For May, participation is forecast to rise slightly to 66.8% from 66.7%, while the expected rebound in employment is likely to help bring the unemployment rate back down to 4.4%.

In the U.S., the consensus for the core PCE price index m/m is 0.3%, compared to the prior 0.2%; personal income m/m is expected at 0.4% vs. 0.0% previously; and personal spending m/m is forecast at 0.6%, compared to 0.5% prior.

Consumer spending is expected to remain resilient in May, with personal spending forecast to rise 0.6%. However, much of the increase is likely to reflect higher prices, particularly from gasoline, rather than stronger underlying demand. The PCE price index is also expected to increase, pushing annual inflation above 4%, mainly due to energy-related pressures.

Recent support from larger tax refunds has helped offset higher costs, but this boost is beginning to fade.

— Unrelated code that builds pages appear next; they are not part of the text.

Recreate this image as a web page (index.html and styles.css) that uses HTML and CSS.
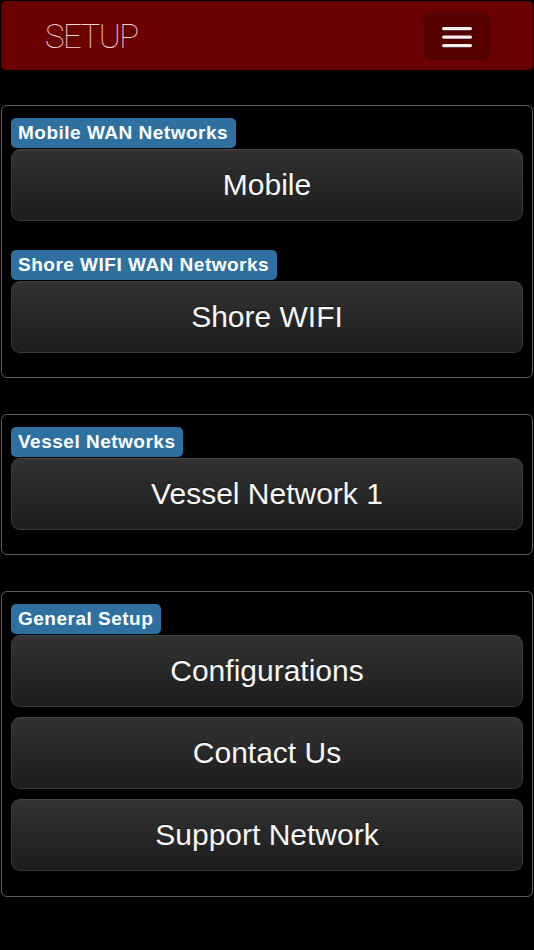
FILE: index.html
```html
<!DOCTYPE html>
<html lang="en">
<head>
<meta charset="utf-8">
<title>Setup</title>
<link rel="stylesheet" href="styles.css">
</head>
<body>
<header class="topbar">
  <h1 class="title">SETUP</h1>
  <button class="menu-btn" aria-label="Menu">
    <svg width="30" height="22" viewBox="0 0 30 22">
      <rect x="0" y="1" width="30" height="3.2" rx="1.6" fill="#f4eeee"/>
      <rect x="0" y="9.5" width="30" height="3.2" rx="1.6" fill="#f4eeee"/>
      <rect x="0" y="18" width="30" height="3.2" rx="1.6" fill="#f4eeee"/>
    </svg>
  </button>
</header>
<main class="content">
  <section class="panel">
    <div class="group">
      <div class="legend">Mobile WAN Networks</div>
      <a class="btn">Mobile</a>
    </div>
    <div class="group">
      <div class="legend">Shore WIFI WAN Networks</div>
      <a class="btn">Shore WIFI</a>
    </div>
  </section>
  <section class="panel">
    <div class="group">
      <div class="legend">Vessel Networks</div>
      <a class="btn">Vessel Network 1</a>
    </div>
  </section>
  <section class="panel panel-last">
    <div class="group">
      <div class="legend">General Setup</div>
      <div class="btn-list">
        <a class="btn">Configurations</a>
        <a class="btn">Contact Us</a>
        <a class="btn">Support Network</a>
      </div>
    </div>
  </section>
</main>
</body>
</html>
```
FILE: styles.css
```css
html, body {
  margin: 0;
  padding: 0;
  background: #000;
}
body {
  font-family: "Liberation Sans", Arial, sans-serif;
  color: #fff;
  padding-top: 1px;
}
.topbar {
  margin: 0 1px;
  height: 69px;
  background: #6b0000;
  border-radius: 5px;
  display: flex;
  align-items: center;
  justify-content: space-between;
  padding: 0 43px 0 44px;
  box-sizing: border-box;
}
.title {
  margin: 2px 0 0 0;
  font-family: Roboto, "Liberation Sans", sans-serif;
  font-weight: 100;
  font-size: 33px;
  letter-spacing: -1.5px;
  color: #f3d6d6;
  line-height: 1;
}
.menu-btn {
  width: 66px;
  height: 47px;
  margin-top: 2px;
  background: #560000;
  border: 1px solid #4a0000;
  border-radius: 6px;
  display: flex;
  align-items: center;
  justify-content: center;
  padding: 0;
  box-shadow: inset 0 1px 0 rgba(255,255,255,0.03);
}
.menu-btn svg {
  display: block;
  filter: drop-shadow(0 1px 0 rgba(0,0,0,0.35));
}
.content {
  padding: 35px 1px 0 1px;
}
.panel {
  border: 1px solid #5e5e5e;
  border-radius: 6px;
  padding: 12px 9px 24px 9px;
  margin-bottom: 36px;
}
.panel-last {
  padding-bottom: 25px;
}
.group + .group {
  margin-top: 29px;
}
.legend {
  display: inline-block;
  height: 30px;
  line-height: 30px;
  padding: 0 8px 0 7px;
  background: #2e71a0;
  border-radius: 5px;
  font-weight: bold;
  font-size: 19px;
  letter-spacing: 0.5px;
  color: #fff;
  vertical-align: top;
}
.btn {
  display: flex;
  align-items: center;
  justify-content: center;
  height: 70px;
  margin-top: 1px;
  background: linear-gradient(#323232, #1d1d1d);
  border: 1px solid #3a3a3a;
  border-top-color: #474747;
  border-radius: 9px;
  font-size: 30px;
  color: #f7f7f7;
  text-shadow: 0 -1px 0 rgba(0,0,0,0.4);
  cursor: pointer;
}
.btn-list {
  display: flex;
  flex-direction: column;
  gap: 10px;
}
.btn-list .btn {
  margin-top: 0;
}
.btn-list .btn:first-child {
  margin-top: 1px;
}
```
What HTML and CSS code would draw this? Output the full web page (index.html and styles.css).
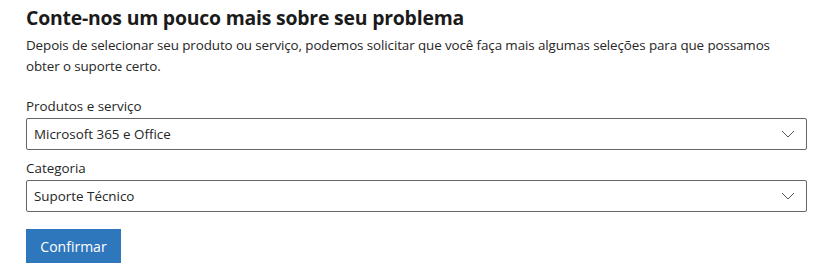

At the same time, weaker income growth and lower savings levels suggest households are relying more on existing resources to maintain spending, according to Wells Fargo analysts. While consumption is expected to hold up in the second quarter, spending growth is likely to remain moderate at around 2% annualized rather than accelerate significantly.

In Japan the consensus for the Tokyo core CPI y/y is 1.6% vs. prior 1.3%. The increase will largely reflect higher energy prices and the effects of a weaker yen.

ING analysts project both headline and core CPI to accelerate to 1.7% year-on-year, compared with 1.4% and 1.3% in the previous release, respectively. Government support measures have helped contain the pace of price increases in recent months, so Tokyo inflation is still expected to remain below the Bank of Japan’s 2% inflation target.